This new force isn’t limiting its influence to just Jacob’s efforts – it has broadened the horizon within MirrorWorld. Jacob, Will and Fox travel east and into the Russian folklore, to the land of the Baba Yaga, pursued by a new type of being that knows our world all to well.

I RECEIVED A DRC FROM THE PUBLISHER VIA EDELWEISS+. THANK YOU.

My Review
: Jacob Reckless, our series protagonist, comes face-to-face with the hardest of adult problems in this entry into the ongoing series of fantasy Young Adult novels: "Why were love and death such close neighbours."

It's always bothered me that love poetry and love songs so frequently conflate love and death.
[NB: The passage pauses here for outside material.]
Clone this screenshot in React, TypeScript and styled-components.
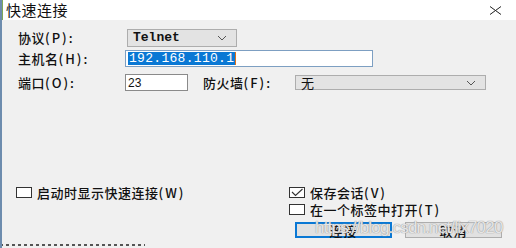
import React from "react";
import styled, { createGlobalStyle } from "styled-components";

const GlobalStyle = createGlobalStyle`
  html, body {
    margin: 0;
    padding: 0;
    background: #f0f0f0;
  }
  body {
    font-family: "Noto Sans CJK SC", "Liberation Sans", sans-serif;
    font-size: 13px;
    font-weight: 500;
    color: #111;
  }
`;

const App: React.FC = () => {
  return (
    <>
      <GlobalStyle />
      <Window>
        <TitleBar>
          <Title>快速连接</Title>
          <CloseButton aria-label="关闭">
            <svg width="13" height="9" viewBox="0 0 13 9">
              <path d="M1 0.5 L12 8.5 M12 0.5 L1 8.5" stroke="#222" strokeWidth="1" fill="none" />
            </svg>
          </CloseButton>
        </TitleBar>

        <Body>
          <Form>
            <Row>
              <Label>
                协议<Key>(P):</Key>
              </Label>
              <Select $width={110} $height={18} $offset={2} $mono>
                <span>Telnet</span>
                <Chevron />
              </Select>
            </Row>

            <Row $gap={2}>
              <Label>
                主机名<Key>(H):</Key>
              </Label>
              <TextField $width={248} $focused>
                <Selected>192.168.110.1</Selected>
                <Caret />
              </TextField>
            </Row>

            <Row $gap={5}>
              <Label>
                端口<Key>(O):</Key>
              </Label>
              <TextField $width={63}>23</TextField>
              <Label $width={107} $indent={15}>
                防火墙<Key>(F):</Key>
              </Label>
              <Select $width={191} $height={15}>
                <span>无</span>
                <Chevron />
              </Select>
            </Row>
          </Form>

          <Footer>
            <Column>
              <Check label="启动时显示快速连接" hotkey="(W)" />
            </Column>
            <Column>
              <Check label="保存会话" hotkey="(V)" checked />
              <Check label="在一个标签中打开" hotkey="(T)" />
              <Buttons>
                <Button $primary>连接</Button>
                <Button>取消</Button>
              </Buttons>
            </Column>
          </Footer>
        </Body>

        <Taskbar />
        <Watermark>https://blog.csdn.net/lix7020</Watermark>
      </Window>
    </>
  );
};

interface CheckProps {
  label: string;
  hotkey: string;
  checked?: boolean;
}

const Check: React.FC<CheckProps> = ({ label, hotkey, checked }) => (
  <CheckRow>
    <Box>
      {checked && (
        <svg width="14" height="9" viewBox="0 0 14 9">
          <path d="M2 4 L5.5 7.5 L12.5 1" stroke="#333" strokeWidth="1.1" fill="none" />
        </svg>
      )}
    </Box>
    <span>
      {label}
      <Key>{hotkey}</Key>
    </span>
  </CheckRow>
);

const Chevron: React.FC = () => (
  <svg width="10" height="6" viewBox="0 0 10 6">
    <path d="M1 1 L5 5 L9 1" stroke="#555" strokeWidth="1" fill="none" />
  </svg>
);

const Window = styled.div`
  position: relative;
  width: 516px;
  height: 248px;
  overflow: hidden;
  display: flex;
  flex-direction: column;
  background: #f0f0f0;
  box-sizing: border-box;
  border-left: 2px solid #6d8cae;
`;

const TitleBar = styled.div`
  height: 20px;
  flex: none;
  display: flex;
  align-items: center;
  justify-content: space-between;
  background: #fff;
  padding: 0 14px 0 3px;
  margin-left: -2px;
  border-left: 3px solid #7ea75a;
`;

const Title = styled.div`
  font-size: 15px;
  font-weight: 400;
  letter-spacing: 0.5px;
  line-height: 20px;
`;

const CloseButton = styled.div`
  display: flex;
  align-items: center;
  padding-top: 1px;
`;

const Body = styled.div`
  flex: 1;
  display: flex;
  flex-direction: column;
  padding: 8px 0 3px 14px;
`;

const Form = styled.div`
  display: flex;
  flex-direction: column;
`;

const Row = styled.div<{ $gap?: number }>`
  display: flex;
  align-items: center;
  margin-top: ${(p) => p.$gap ?? 0}px;
`;

const Label = styled.div<{ $width?: number; $indent?: number }>`
  width: ${(p) => p.$width ?? 109}px;
  padding-left: ${(p) => p.$indent ?? 2}px;
  box-sizing: border-box;
  flex: none;
  font-size: 13px;
  letter-spacing: 0.5px;
  white-space: nowrap;
`;

const Key = styled.span`
  letter-spacing: 2px;
`;

const Select = styled.div<{ $width: number; $height: number; $offset?: number; $mono?: boolean }>`
  width: ${(p) => p.$width}px;
  height: ${(p) => p.$height}px;
  margin-left: ${(p) => p.$offset ?? 0}px;
  box-sizing: border-box;
  display: flex;
  align-items: center;
  justify-content: space-between;
  padding: 0 9px 0 5px;
  background: #e3e3e3;
  border: 1px solid #adadad;
  font-family: ${(p) =>
    p.$mono ? '"Liberation Mono", monospace' : '"Noto Sans CJK SC", sans-serif'};
  font-weight: ${(p) => (p.$mono ? 700 : 400)};
  font-size: 13px;
`;

const TextField = styled.div<{ $width: number; $focused?: boolean }>`
  width: ${(p) => p.$width}px;
  height: 17px;
  box-sizing: border-box;
  display: flex;
  align-items: center;
  padding-left: 2px;
  background: #fff;
  border: 1px solid ${(p) => (p.$focused ? "#7d9fc2" : "#8a8a8a")};
  font-family: "Liberation Sans", sans-serif;
  font-weight: 400;
  font-size: 12px;
`;

const Selected = styled.span`
  background: #0a78d4;
  color: #fff;
  font-family: "Liberation Mono", monospace;
  font-size: 13px;
  line-height: 13px;
  padding: 0 1px;
  letter-spacing: 0.3px;
`;

const Caret = styled.span`
  width: 1px;
  height: 13px;
  background: #e0701a;
`;

const Footer = styled.div`
  margin-top: auto;
  display: grid;
  grid-template-columns: 273px 1fr;
`;

const Column = styled.div`
  display: flex;
  flex-direction: column;
  gap: 2px;
`;

const CheckRow = styled.label`
  display: flex;
  align-items: center;
  gap: 5px;
  height: 15px;
  line-height: 15px;
  font-size: 13px;
  letter-spacing: 0.5px;
  white-space: nowrap;
`;

const Box = styled.span`
  width: 16px;
  height: 11px;
  box-sizing: border-box;
  border: 1px solid #333;
  background: #fff;
  display: flex;
  align-items: center;
  justify-content: center;
`;

const Buttons = styled.div`
  display: flex;
  gap: 13px;
  padding-left: 6px;
  margin-top: 3px;
`;

const Button = styled.div<{ $primary?: boolean }>`
  width: 97px;
  height: 16px;
  box-sizing: border-box;
  display: flex;
  align-items: center;
  justify-content: center;
  background: #e1e1e1;
  border: 1px solid ${(p) => (p.$primary ? "#0a78d4" : "#adadad")};
  box-shadow: ${(p) => (p.$primary ? "inset 0 0 0 1px #0a78d4" : "none")};
  font-size: 13px;
  letter-spacing: 1px;
`;

const Taskbar = styled.div`
  height: 7px;
  flex: none;
  margin-left: -2px;
  background:
    repeating-linear-gradient(90deg, #555 0 3px, transparent 3px 6px) 0 3px / 145px 2px no-repeat,
    #f0f0f0;
`;

const Watermark = styled.div`
  position: absolute;
  left: 313px;
  top: 218px;
  font-family: "Liberation Sans", sans-serif;
  font-size: 17px;
  font-weight: 400;
  color: rgba(255, 255, 255, 0.75);
  text-shadow: 0 0 1px #9a9a9a, 0 0 1px #9a9a9a;
  letter-spacing: -0.8px;
  white-space: nowrap;
  pointer-events: none;
`;

export default App;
This story, in which Jacob meets his vanished father after more than a decade of aging and growing and becoming his the man who can be a father as well as his brother Will's savior, very much focuses on this seeming dichotomy. Jacob must do what a lot of sonse must do: Come at last to understand the nature of love for a parent when the parent isn't who one wished them to be. Love and death...always sides of a coin, sometimes without much thickness between them so one side's pattern shows on the other side.

How much love costs is another thing Jacob must face in this book. He travels to a farther eastern part of Mirrorworld where we meet Slavic folklorians like rusalkas and, of course, Baba Yaga. Can not pass up a chance to call out the world-building that Funke treats us to in this series...we've had fae and (gar)goyls and sorcerous beings galore, now we get flying carpets and golems! There is so much lovely writing in the translation that evokes the differences in all the peoples of Mirrorworld that it's worth the price of admission just to be brought on Jacob's journey. Notably, as this is marketed as a young adult title, the publisher's treated us again to some lovely, evocative illustrations; again, worth the price of admission to get them before your admiring eyes.

More than all the fantasy novels aimed at adults that I've read, this series (to date) has done the most to convince me that there is a glorious amount of Story that's best told by means of fantasy tropes. There's nothing important that I don't care for in this German translation (misspellings à la anglais irk me, but not enough to knock points off for...especially from a British publishing house).

Why I'm only at four and a half stars not the full five is simply that the adversary in this tale pops up and has no reason to that I could follow. It's not awful; it's just that we've got such a fabulous set-up for this title in this quote: "The Golden Yarn...or the inseverable bond, as it is also called. As inseverable as the threads of fate," which gets vitiated by the up-popping adversary. "The threads of fate" are unquestionably the most relevant organizing pinciples here. Then, Author Funke, ensnare *everyone* in them from the get-go.

Really, there's nothing more to this than my nagging sense of "fair play" brought over from the series-mystery reading world. What works works so well that I want to be fair about your possible complaints. In dealing with Jacob's latest foray into Mirrorworld and confronting deeply ugly realities of his father, and brother, having flaws, Author Funke never once drops the thread that binds families of all sorts together.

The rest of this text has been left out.